Student art work from art show. Photo courtesy of Grey James

Grey James has allies in the community, such as a parent and community organizer, Angela Givant. Givant met Grey James during a school board meeting held in April. Shelton came to the group with a rainbow pride flag made into a swastika, a symbol influenced by Adolf Hitler that now represents hate and anti-Semitism. Members of the audience started to cry as the symbol was waved.

Ray Shelton and Jordan Henry with rainbow Swatiska. Photo courtesy of Angela Givant.

“I saw the sign, and without thinking, I reacted, and I yelled at the person. I yelled at the security who was in the room to take it out of the room because there were kids,” said Givant. “It took place on Yom Hashoah, one of the Holocaust Remembrance Days." Givant felt it was inappropriate for Shelton to wave the symbol at the school board meeting.
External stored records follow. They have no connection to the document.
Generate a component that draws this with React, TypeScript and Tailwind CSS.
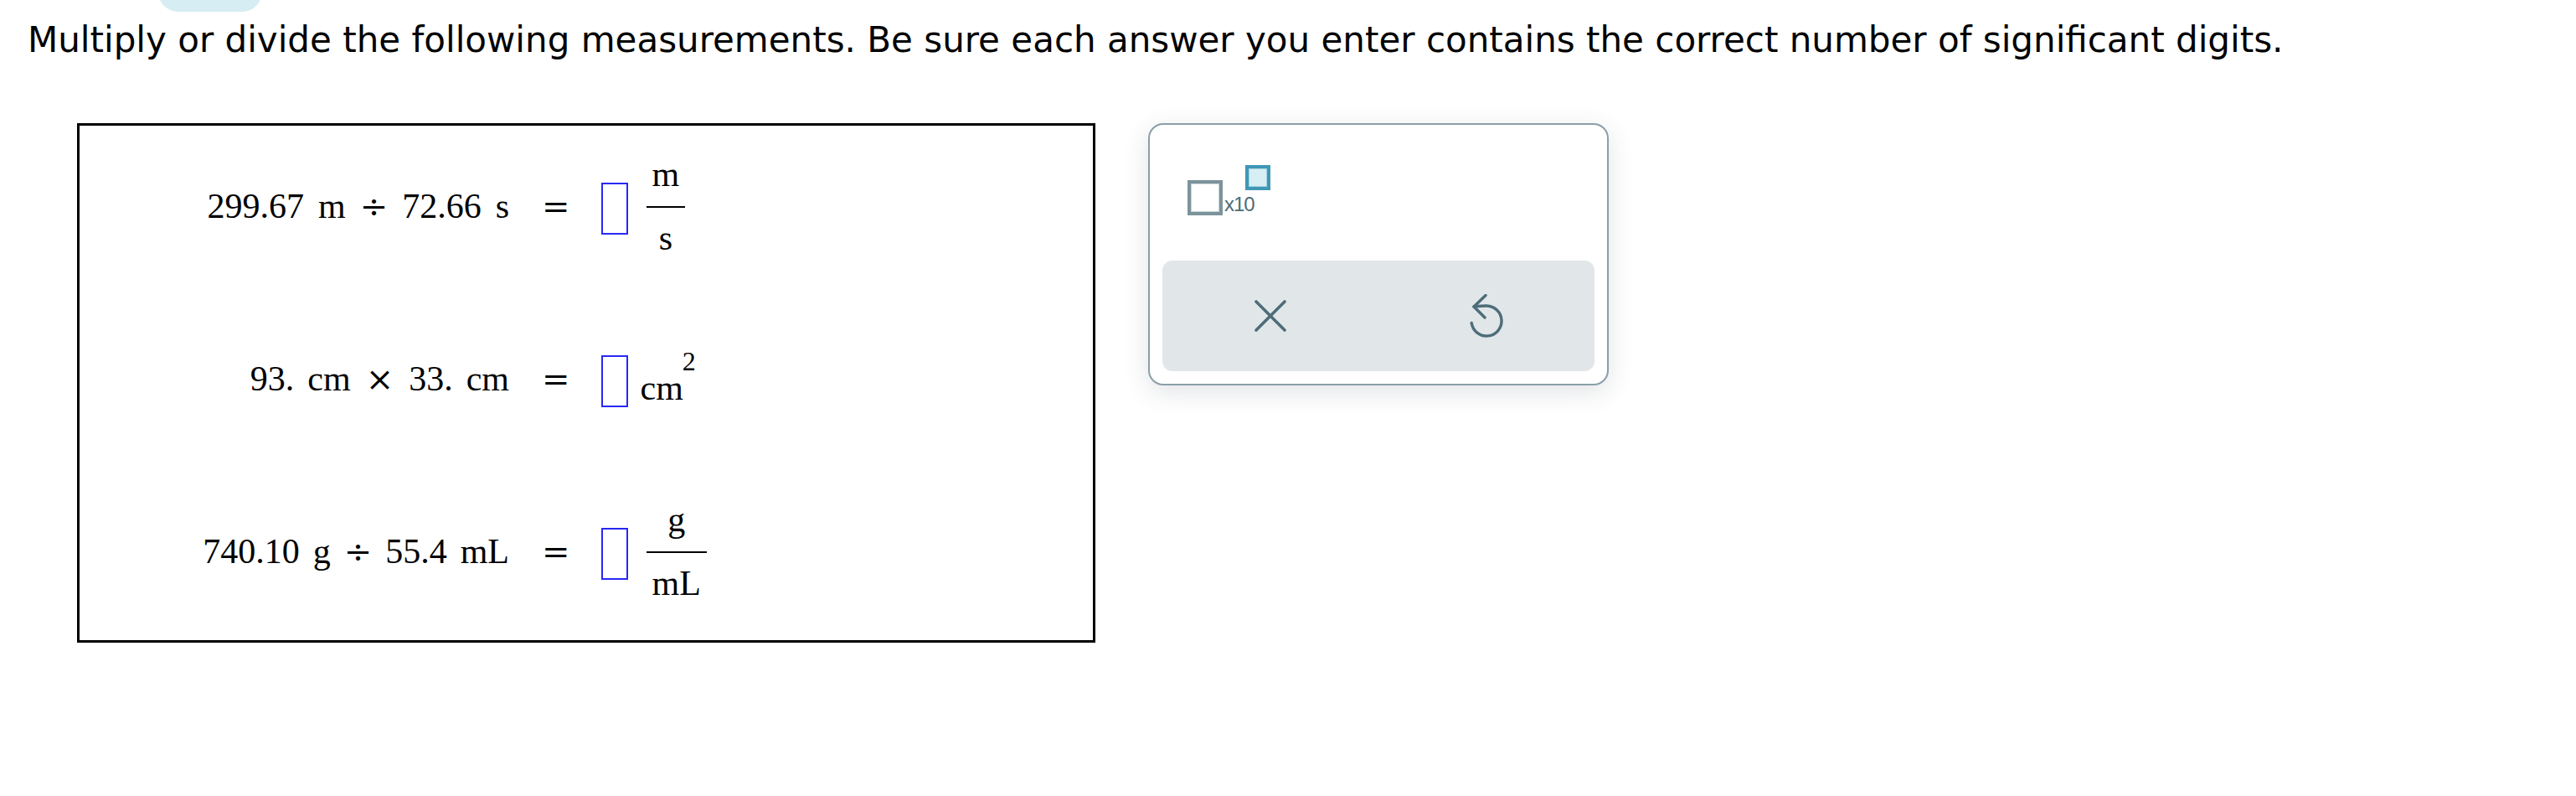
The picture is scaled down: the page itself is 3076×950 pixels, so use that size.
import React from "react";

function AnswerBox() {
  return <div className="ml-[37px] mt-[6px] h-[62px] w-[32px] shrink-0 border-2 border-[#2828f5] bg-white" />;
}

function Op({ children, className }: { children: React.ReactNode; className?: string }) {
  return (
    <span className={"font-['DejaVu_Serif',serif] text-[40px] leading-[41px] " + (className ?? "")}>{children}</span>
  );
}

function Fraction({ num, den }: { num: string; den: string }) {
  return (
    <div className="ml-[22px] flex flex-col items-stretch">
      <div className="mb-[17px] px-[7px] text-center">{num}</div>
      <div className="h-[2px] bg-black" />
      <div className="mt-[16px] px-[7px] text-center">{den}</div>
    </div>
  );
}

function Row({ children, unit }: { children: React.ReactNode; unit: React.ReactNode }) {
  return (
    <div className="flex h-[128px] items-center font-['Liberation_Serif','Times_New_Roman',serif] text-[42px] leading-[41px] text-black">
      <div className="flex w-[513px] justify-end whitespace-nowrap">{children}</div>
      <Op className="ml-[39px]">=</Op>
      <AnswerBox />
      {unit}
    </div>
  );
}

function XIcon() {
  return (
    <svg width="38" height="38" viewBox="0 0 38 38" fill="none" stroke="#4e6d79" strokeWidth="3.6" strokeLinecap="round">
      <line x1="2" y1="2" x2="36" y2="36" />
      <line x1="36" y1="2" x2="2" y2="36" />
    </svg>
  );
}

function UndoIcon() {
  return (
    <svg width="40" height="52" viewBox="0 0 40 52" fill="none" stroke="#4e6d79" strokeWidth="3.4" strokeLinecap="round" strokeLinejoin="round">
      <path d="M19 1.5 L5 15 L18 28" />
      <path d="M5 15 C10 14.5 15 14 20 14 A18 18 0 1 1 2.2 34.5" />
    </svg>
  );
}

export default function App() {
  return (
    <div className="min-h-[950px] w-[3076px] bg-white text-black">
      <div className="ml-[189px] h-[14px] w-[124px] overflow-hidden">
        <div className="-mt-[34px] h-[48px] rounded-[24px] bg-[#d6edf3]" />
      </div>
      <p className="ml-[33px] mt-[10px] whitespace-nowrap font-['DejaVu_Sans',Verdana,sans-serif] text-[42px] leading-[48px] text-black">
        Multiply or divide the following measurements. Be sure each answer you enter contains the correct number of significant digits.
      </p>

      <div className="ml-[92px] mt-[75px] flex items-start">
        <div className="flex h-[620px] w-[1216px] shrink-0 flex-col gap-[78px] border-[3px] border-black pt-[32px]">
          <Row unit={<Fraction num="m" den="s" />}>
            <div className="flex items-center gap-[17px]">
              <span>299.67</span>
              <span>m</span>
              <Op>÷</Op>
              <span>72.66</span>
              <span>s</span>
            </div>
          </Row>
          <Row
            unit={
              <div className="ml-[15px] flex items-center">
                <span className="relative top-[11px]">cm</span>
                <span className="relative -top-[21px] -ml-[1px] text-[32px] leading-[32px]">2</span>
              </div>
            }
          >
            <div className="flex items-center">
              <span>93.</span>
              <span className="ml-[16px]">cm</span>
              <Op className="ml-[18px]">×</Op>
              <span className="ml-[18px]">33.</span>
              <span className="ml-[16px]">cm</span>
            </div>
          </Row>
          <Row unit={<Fraction num="g" den="mL" />}>
            <div className="flex items-center gap-[16px]">
              <span>740.10</span>
              <span>g</span>
              <Op>÷</Op>
              <span>55.4</span>
              <span>mL</span>
            </div>
          </Row>
        </div>

        <div className="ml-[63px] flex h-[313px] w-[550px] shrink-0 flex-col rounded-[18px] border-2 border-[#8a9fa8] bg-white shadow-[0_8px_30px_rgba(40,60,70,0.14)]">
          <div className="flex h-[162px] items-start pl-[45px] pt-[48px]">
            <div className="mt-[18px] h-[42px] w-[42px] border-4 border-[#7d939c] bg-white shadow-[inset_0_0_0_1px_#c9d4d8]" />
            <span className="ml-[2px] mt-[35px] font-['Liberation_Sans',Arial,sans-serif] text-[24px] leading-[24px] tracking-[-1px] text-[#4d6b78]">
              x10
            </span>
            <div className="-ml-[11px] h-[30px] w-[30px] border-4 border-[#3f98b5] bg-[#d6eef4] shadow-[inset_0_0_0_1px_#a9d3e0]" />
          </div>
          <div className="mx-[15px] flex h-[132px] rounded-[12px] bg-[#e1e6e9]">
            <button className="flex flex-1 items-center justify-center">
              <XIcon />
            </button>
            <button className="flex flex-1 items-center justify-center">
              <UndoIcon />
            </button>
          </div>
        </div>
      </div>
    </div>
  );
}
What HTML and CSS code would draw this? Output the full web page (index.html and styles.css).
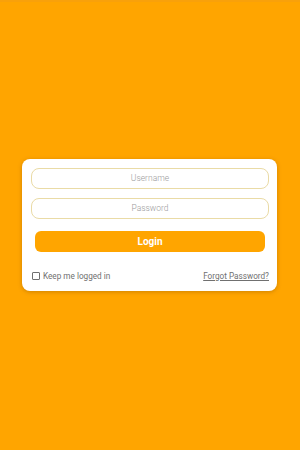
FILE: index.html
```html
<!DOCTYPE html>
<html>
<head>
<meta charset="utf-8">
<link rel="stylesheet" href="styles.css">
</head>
<body>
<div class="topbar"></div>
<div class="page">
  <div class="card">
    <input class="field" type="text" placeholder="Username">
    <input class="field" type="password" placeholder="Password">
    <button class="login">Login</button>
    <div class="bottom">
      <label class="keep"><span class="box"></span>Keep me logged in</label>
      <a class="forgot" href="#">Forgot Password?</a>
    </div>
  </div>
</div>
</body>
</html>
```
FILE: styles.css
```css
html, body {
  margin: 0;
  padding: 0;
  height: 100%;
}
body {
  background: #ffa500;
  font-family: Roboto, "Liberation Sans", sans-serif;
  position: relative;
}
.topbar {
  position: absolute;
  top: 0;
  left: 0;
  right: 0;
  height: 2px;
  background: #f9a10a;
}
.page {
  height: 450px;
  display: flex;
  align-items: center;
  justify-content: center;
}
.card {
  width: 255px;
  box-sizing: border-box;
  background: #fff;
  border-radius: 8px;
  box-shadow: 0 1px 4px rgba(120, 70, 0, 0.35);
  padding: 9px 8px 10px 9px;
  display: flex;
  flex-direction: column;
  margin-left: -1px;
  margin-top: -1px;
}
.field {
  height: 21px;
  box-sizing: border-box;
  border: 1px solid #eadba6;
  border-radius: 8px;
  text-align: center;
  font-family: Roboto, "Liberation Sans", sans-serif;
  font-weight: 300;
  font-size: 8.5px;
  color: #555;
  outline: none;
  margin-bottom: 9px;
  background: #fff;
}
.field::placeholder {
  color: #9a9a9a;
}
.login {
  margin: 3px 4px 0 4px;
  height: 21px;
  border: none;
  border-radius: 6px;
  background: #ffa500;
  color: #fff;
  font-family: Roboto, "Liberation Sans", sans-serif;
  font-weight: bold;
  font-size: 10px;
}
.bottom {
  display: flex;
  justify-content: space-between;
  align-items: center;
  margin-top: 19px;
  font-size: 8.2px;
  color: #707070;
}
.keep {
  display: flex;
  align-items: center;
  gap: 3px;
}
.box {
  width: 6px;
  height: 6px;
  border: 1px solid #707070;
  border-radius: 1px;
  margin-left: 1px;
}
.forgot {
  color: #707070;
  text-decoration: underline;
}
```
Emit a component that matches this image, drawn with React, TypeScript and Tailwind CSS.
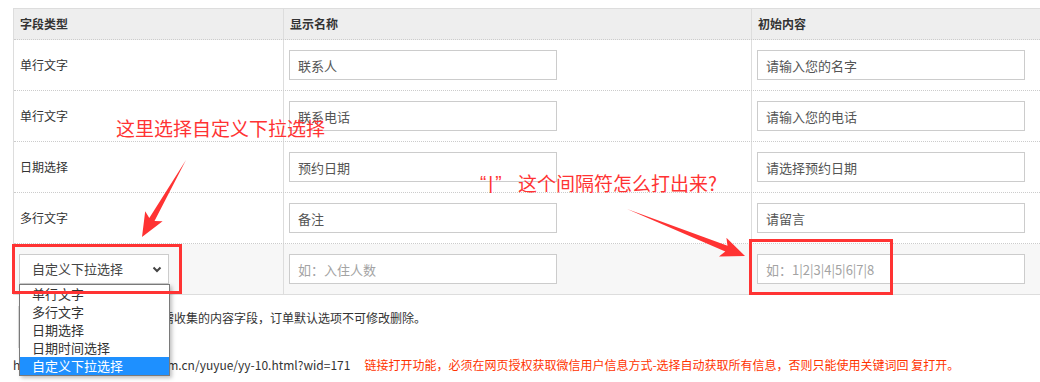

Some LGBTQ students have also spoken up at school board meetings and have also been attacked on social media.

California Governor Gavin Newsom recently signed several pro-LGBTQ laws, such as the Safe and Supportive Schools Act (AB 5), the LGBTQ Advisory Task Force for LGBQ People’s Needs (SB 857) and the change of gender and sex identifier (AB 223).

Brought to the floor by assembly member Rick Chavez Zbur,51st District the Safe and Supportive Schools Act focuses on “providing high-quality, professional development opportunities to educators to help foster inclusive classroom environments” to address the unique challenges of LGBTQ students.

California LGBTQ+Laws Infographic by Kaleef Starks

SB 857 calls for establishing nationwide LGBTQ task forces to address the needs of LGBTQ people, while AB 223 requires any petition for a change of gender or sex identifier to be kept confidential by the court. Efforts such as Newsom’s recent pro-LGBTQ legislation protect LGBTQ youth and adults and can benefit school districts.

Despite attacks on community members, parents, and educators who are supportive of LGBTQ+ identities in the Glendale community, GUSD school board members and Grey James continue to stay strong in the face of adversity.